But we didn’t have floods. Or snakes.

We managed to dodge the Flood Bullet during both of our lengthy sojourns in Houston. One heavy rainstorm storm in 1993 brought water to within inches of our door (and filled the downtown stretch of Interstate 10 with sixteen feet of water)...but we were lucky on the tropical weather front. No equivalent to Carla struck while we lived in Houston.

One reason for concern was - and is - that since 1961, there has been a massive influx of population to the Greater Houston area. Driven by NASA, the oil economy, and (much later) by high technology, millions now live where only roaches and snakes once tussled for territory in the sweaty, fetid bayous of coastal Texas.

Concurrently with that population increase - and partly because of it - there has been heavy ground subsidence as subterranean water supplies have been pumped away. The entire area was never very much above sea level to begin with, and now it’s even lower. Parts of Baytown have been underwater for years, homes abandoned to the encroaching Galveston Bay.

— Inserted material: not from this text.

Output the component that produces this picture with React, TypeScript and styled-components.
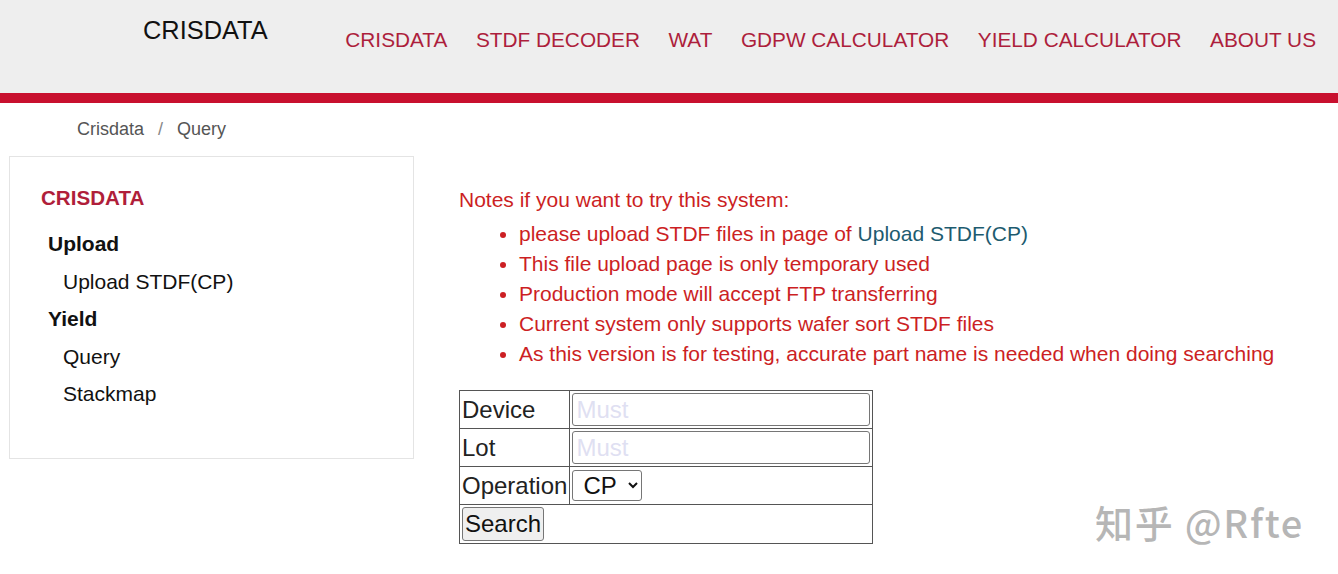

Now add a monster storm surge, coupled with many hours of winds in the triple digits. Scary.

The Weather Service is using unusually strong language to encourage Galvestonians to beat it out of Dodge: “Certain Death.” That’s more direct than the usual NOAA weasel words.

Sure. We’re all gonna die. But this time, it really looks like Houston is staring down the barrel of a very big, very ugly gun...and the fuse is lit.

Our prayers go out for the safety and well-being of the folks in Houston and the surrounding area. There but for the grace of God, and all that...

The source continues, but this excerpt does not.